Tasks needing redesign:
  - Share document (120s, frustration: 5/5)

Common Usability Testing Mistakes

1. Testing with the Wrong Participants

Friends and colleagues know too much. Recruit real target users.

2. Leading Questions

"Don't you think this button is hard to find?" — Never lead the participant.

3. Too Many Tasks

Five tasks is the sweet spot. More than seven overwhelms participants.

4. Ignoring the Think-Aloud

If participants go silent, gently prompt: "What are you thinking right now?"

5. Defensive Reactions

When a participant struggles, do not defend the design. Say "Thank you, that is helpful feedback."

Practice Questions

1. What does SUS stand for and what does it measure?

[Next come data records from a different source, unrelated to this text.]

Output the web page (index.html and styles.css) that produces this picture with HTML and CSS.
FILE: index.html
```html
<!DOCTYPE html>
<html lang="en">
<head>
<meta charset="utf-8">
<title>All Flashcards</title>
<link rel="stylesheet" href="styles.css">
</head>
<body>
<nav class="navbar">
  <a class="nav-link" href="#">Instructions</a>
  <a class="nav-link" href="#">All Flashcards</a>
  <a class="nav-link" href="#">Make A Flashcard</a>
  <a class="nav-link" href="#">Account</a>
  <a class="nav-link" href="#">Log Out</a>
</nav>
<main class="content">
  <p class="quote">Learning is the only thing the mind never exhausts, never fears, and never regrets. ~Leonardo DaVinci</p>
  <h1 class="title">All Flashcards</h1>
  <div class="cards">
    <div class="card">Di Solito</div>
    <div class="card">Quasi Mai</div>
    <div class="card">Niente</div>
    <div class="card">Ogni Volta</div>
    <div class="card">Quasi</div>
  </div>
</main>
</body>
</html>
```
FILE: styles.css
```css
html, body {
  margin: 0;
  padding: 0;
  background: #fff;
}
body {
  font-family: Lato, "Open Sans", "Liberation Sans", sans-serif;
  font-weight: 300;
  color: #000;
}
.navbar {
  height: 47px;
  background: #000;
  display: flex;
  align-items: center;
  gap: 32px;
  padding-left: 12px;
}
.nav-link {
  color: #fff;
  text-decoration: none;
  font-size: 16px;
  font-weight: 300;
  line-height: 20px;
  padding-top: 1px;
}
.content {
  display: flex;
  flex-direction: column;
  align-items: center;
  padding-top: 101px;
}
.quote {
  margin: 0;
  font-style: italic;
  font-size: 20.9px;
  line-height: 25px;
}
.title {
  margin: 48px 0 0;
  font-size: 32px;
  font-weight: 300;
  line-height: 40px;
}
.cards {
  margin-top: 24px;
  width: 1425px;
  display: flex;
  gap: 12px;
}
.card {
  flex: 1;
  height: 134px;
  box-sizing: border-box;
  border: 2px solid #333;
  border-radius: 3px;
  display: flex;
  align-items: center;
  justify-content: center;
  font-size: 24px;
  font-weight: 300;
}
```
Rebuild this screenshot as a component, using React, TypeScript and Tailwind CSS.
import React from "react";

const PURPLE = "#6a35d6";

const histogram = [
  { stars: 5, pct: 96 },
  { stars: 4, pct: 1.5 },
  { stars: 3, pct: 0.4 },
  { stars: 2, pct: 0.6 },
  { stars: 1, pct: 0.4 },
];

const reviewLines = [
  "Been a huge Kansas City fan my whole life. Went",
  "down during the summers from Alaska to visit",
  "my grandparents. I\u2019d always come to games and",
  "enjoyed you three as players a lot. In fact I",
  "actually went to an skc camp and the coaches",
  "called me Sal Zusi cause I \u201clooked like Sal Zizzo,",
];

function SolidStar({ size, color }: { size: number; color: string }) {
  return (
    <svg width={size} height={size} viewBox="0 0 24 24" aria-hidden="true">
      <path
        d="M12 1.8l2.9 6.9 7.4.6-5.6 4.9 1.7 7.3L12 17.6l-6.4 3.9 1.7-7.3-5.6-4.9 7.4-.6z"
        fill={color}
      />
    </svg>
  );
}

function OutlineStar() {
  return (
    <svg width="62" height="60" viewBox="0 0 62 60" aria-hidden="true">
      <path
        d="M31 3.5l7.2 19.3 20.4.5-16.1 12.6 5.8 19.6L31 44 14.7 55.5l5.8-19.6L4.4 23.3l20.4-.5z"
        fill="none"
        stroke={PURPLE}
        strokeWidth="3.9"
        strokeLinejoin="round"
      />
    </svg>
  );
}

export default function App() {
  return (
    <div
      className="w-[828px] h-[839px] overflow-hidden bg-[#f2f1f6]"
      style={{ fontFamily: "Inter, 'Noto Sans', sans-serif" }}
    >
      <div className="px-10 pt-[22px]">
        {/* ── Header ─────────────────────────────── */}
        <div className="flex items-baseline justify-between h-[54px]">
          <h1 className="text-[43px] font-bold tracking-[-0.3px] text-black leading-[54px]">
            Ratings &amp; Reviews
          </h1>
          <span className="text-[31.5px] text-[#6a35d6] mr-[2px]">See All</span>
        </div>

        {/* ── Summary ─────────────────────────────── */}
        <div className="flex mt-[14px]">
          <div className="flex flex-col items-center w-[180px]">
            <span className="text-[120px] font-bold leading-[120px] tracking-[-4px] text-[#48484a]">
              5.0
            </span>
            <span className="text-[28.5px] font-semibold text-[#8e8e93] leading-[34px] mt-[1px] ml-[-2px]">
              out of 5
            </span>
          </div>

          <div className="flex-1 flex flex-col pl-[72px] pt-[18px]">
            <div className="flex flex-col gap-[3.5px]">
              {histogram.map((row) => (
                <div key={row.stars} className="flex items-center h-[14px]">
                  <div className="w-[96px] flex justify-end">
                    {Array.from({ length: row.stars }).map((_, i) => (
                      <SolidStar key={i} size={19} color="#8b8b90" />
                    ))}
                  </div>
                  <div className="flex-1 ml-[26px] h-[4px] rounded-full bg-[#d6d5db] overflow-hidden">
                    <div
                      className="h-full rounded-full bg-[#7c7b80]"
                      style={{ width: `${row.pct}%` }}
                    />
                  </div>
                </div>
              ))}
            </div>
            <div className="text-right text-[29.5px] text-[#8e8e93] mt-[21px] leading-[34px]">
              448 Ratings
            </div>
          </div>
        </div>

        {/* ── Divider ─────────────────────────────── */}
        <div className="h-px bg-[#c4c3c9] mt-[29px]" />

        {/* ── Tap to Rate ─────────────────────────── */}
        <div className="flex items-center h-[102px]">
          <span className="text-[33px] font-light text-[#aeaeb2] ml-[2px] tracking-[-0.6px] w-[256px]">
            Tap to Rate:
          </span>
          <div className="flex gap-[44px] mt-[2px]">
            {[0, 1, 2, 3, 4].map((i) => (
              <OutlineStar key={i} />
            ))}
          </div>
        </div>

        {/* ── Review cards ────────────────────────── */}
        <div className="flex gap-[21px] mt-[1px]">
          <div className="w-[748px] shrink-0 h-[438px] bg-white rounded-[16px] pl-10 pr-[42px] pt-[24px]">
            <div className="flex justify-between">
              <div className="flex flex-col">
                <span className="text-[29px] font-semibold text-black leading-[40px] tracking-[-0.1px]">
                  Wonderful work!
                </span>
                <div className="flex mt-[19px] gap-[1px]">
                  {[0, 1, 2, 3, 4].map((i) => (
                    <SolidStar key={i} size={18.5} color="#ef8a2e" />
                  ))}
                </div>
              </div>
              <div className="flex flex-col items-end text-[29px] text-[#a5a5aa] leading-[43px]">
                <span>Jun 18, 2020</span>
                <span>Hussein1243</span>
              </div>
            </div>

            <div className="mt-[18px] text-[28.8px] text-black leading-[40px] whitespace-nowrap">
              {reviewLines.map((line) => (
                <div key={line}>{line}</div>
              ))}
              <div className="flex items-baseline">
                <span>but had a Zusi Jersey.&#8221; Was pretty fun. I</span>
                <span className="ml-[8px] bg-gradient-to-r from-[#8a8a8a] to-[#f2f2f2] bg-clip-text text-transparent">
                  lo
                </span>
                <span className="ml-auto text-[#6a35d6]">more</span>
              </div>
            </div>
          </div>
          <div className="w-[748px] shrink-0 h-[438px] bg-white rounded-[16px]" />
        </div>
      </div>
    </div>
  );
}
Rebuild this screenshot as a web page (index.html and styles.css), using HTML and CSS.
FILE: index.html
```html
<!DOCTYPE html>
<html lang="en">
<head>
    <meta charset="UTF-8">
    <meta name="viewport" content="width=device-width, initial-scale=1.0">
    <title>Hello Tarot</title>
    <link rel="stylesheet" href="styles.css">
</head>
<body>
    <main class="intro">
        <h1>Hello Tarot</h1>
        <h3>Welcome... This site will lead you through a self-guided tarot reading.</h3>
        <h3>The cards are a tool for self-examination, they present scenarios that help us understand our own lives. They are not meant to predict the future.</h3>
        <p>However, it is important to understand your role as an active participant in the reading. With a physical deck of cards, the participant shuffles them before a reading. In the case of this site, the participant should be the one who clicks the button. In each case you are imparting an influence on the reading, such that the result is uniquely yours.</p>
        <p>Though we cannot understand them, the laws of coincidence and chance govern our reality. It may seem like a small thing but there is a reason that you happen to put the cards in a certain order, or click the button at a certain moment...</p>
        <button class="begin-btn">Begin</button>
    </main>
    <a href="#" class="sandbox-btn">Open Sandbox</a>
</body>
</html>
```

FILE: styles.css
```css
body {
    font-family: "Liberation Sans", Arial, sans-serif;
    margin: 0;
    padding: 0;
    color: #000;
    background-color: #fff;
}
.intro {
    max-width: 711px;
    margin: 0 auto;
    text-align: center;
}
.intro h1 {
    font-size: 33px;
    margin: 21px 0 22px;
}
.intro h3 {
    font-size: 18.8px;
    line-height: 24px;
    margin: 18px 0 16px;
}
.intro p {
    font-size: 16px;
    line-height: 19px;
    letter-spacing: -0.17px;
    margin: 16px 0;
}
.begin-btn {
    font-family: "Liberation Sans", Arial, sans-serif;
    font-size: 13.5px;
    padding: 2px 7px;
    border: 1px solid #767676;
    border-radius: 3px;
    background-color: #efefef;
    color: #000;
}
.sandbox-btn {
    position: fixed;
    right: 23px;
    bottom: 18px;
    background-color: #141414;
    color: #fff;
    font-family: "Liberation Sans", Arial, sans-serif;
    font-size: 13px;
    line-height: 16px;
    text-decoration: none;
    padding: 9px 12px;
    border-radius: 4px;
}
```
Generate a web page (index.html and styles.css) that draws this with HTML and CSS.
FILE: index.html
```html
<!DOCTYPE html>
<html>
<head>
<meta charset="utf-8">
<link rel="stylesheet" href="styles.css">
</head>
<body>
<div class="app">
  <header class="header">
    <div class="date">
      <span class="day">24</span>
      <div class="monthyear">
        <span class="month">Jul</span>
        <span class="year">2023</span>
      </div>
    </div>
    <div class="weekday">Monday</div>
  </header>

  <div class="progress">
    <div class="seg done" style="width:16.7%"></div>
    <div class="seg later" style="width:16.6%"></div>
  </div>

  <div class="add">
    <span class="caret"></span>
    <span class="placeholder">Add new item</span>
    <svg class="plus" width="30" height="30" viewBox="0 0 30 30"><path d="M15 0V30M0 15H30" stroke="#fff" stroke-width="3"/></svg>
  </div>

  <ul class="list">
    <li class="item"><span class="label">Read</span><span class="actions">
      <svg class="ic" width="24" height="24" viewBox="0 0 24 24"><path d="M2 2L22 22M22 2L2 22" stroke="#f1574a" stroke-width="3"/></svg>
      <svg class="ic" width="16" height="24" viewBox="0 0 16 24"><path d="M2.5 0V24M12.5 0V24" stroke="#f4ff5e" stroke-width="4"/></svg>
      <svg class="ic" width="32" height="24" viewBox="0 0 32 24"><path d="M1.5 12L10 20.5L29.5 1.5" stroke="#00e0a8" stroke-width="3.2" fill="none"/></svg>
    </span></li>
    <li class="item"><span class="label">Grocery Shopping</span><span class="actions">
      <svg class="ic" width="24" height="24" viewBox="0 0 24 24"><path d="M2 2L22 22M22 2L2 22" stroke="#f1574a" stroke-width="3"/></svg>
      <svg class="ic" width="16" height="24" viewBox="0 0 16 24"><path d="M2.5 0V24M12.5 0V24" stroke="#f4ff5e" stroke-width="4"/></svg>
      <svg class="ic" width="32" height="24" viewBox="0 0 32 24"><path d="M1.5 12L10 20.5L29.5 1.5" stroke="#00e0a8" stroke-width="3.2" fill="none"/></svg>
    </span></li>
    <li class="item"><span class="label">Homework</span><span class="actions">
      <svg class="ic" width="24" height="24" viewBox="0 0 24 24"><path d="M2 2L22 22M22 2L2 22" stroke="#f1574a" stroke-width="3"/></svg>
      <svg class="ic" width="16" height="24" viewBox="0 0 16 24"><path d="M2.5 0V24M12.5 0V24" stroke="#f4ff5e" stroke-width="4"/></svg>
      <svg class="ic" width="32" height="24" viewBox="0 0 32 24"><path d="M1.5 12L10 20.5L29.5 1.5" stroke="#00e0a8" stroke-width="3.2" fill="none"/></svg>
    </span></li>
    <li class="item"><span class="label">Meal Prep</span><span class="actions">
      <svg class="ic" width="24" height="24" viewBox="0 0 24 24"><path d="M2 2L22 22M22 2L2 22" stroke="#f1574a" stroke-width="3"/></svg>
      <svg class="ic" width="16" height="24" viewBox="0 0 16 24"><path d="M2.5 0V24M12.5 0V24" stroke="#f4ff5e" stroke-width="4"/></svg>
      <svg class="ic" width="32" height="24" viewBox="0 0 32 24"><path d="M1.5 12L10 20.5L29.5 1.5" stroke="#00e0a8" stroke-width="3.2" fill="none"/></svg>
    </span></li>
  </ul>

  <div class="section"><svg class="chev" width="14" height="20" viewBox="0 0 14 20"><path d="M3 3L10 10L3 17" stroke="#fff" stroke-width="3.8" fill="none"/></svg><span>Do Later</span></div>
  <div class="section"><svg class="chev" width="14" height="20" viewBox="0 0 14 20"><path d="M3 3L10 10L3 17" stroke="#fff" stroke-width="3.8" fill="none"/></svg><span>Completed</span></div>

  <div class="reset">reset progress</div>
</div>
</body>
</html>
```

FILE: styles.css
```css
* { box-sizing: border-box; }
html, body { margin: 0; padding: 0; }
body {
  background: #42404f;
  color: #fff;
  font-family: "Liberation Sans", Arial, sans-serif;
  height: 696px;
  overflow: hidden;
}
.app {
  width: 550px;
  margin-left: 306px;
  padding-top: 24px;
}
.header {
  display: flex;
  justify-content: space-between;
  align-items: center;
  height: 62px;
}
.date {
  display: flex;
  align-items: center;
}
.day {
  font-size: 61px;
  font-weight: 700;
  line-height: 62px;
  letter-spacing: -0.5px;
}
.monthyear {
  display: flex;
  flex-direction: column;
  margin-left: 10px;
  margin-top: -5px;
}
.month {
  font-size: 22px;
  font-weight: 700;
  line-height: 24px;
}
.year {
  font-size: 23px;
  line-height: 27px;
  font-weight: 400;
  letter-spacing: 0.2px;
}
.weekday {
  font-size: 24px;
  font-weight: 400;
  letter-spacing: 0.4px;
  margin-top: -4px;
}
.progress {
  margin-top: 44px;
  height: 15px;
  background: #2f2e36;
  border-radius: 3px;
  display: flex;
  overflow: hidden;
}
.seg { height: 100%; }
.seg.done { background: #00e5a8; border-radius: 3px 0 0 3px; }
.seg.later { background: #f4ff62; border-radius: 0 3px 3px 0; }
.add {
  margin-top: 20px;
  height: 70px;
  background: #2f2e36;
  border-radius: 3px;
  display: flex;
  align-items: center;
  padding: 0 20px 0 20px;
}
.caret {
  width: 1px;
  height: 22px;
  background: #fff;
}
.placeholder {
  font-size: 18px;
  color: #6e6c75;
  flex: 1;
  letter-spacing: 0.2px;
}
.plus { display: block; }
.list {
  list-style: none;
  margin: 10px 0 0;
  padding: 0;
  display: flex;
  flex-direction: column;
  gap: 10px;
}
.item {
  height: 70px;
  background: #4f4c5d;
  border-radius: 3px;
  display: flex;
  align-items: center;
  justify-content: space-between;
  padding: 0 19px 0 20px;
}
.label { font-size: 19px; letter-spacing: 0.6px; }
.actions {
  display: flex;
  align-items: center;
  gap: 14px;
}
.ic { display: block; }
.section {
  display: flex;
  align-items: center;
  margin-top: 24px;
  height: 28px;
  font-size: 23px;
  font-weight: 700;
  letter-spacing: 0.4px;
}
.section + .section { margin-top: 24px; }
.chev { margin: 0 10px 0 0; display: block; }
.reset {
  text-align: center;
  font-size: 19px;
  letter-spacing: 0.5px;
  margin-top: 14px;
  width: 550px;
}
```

System Usability Scale — a 10-item questionnaire that produces a single score from 0 to 100 representing perceived usability.

2. What is the difference between moderated and unmoderated testing?

Moderated has a live facilitator guiding the session. Unmoderated participants complete tasks independently without a facilitator.

3. How many participants are recommended per usability test round?

Five participants per round is the industry standard — it catches approximately 85% of usability issues.

4. Why should you avoid leading questions during usability testing?

Leading questions bias the participant and produce unreliable feedback. Ask neutral, open-ended questions instead.

Challenge: Design and run a remote usability test for a file-sharing web app. Recruit five participants, prepare five tasks, record sessions, calculate SUS score and task success rate, and produce a report with three actionable recommendations.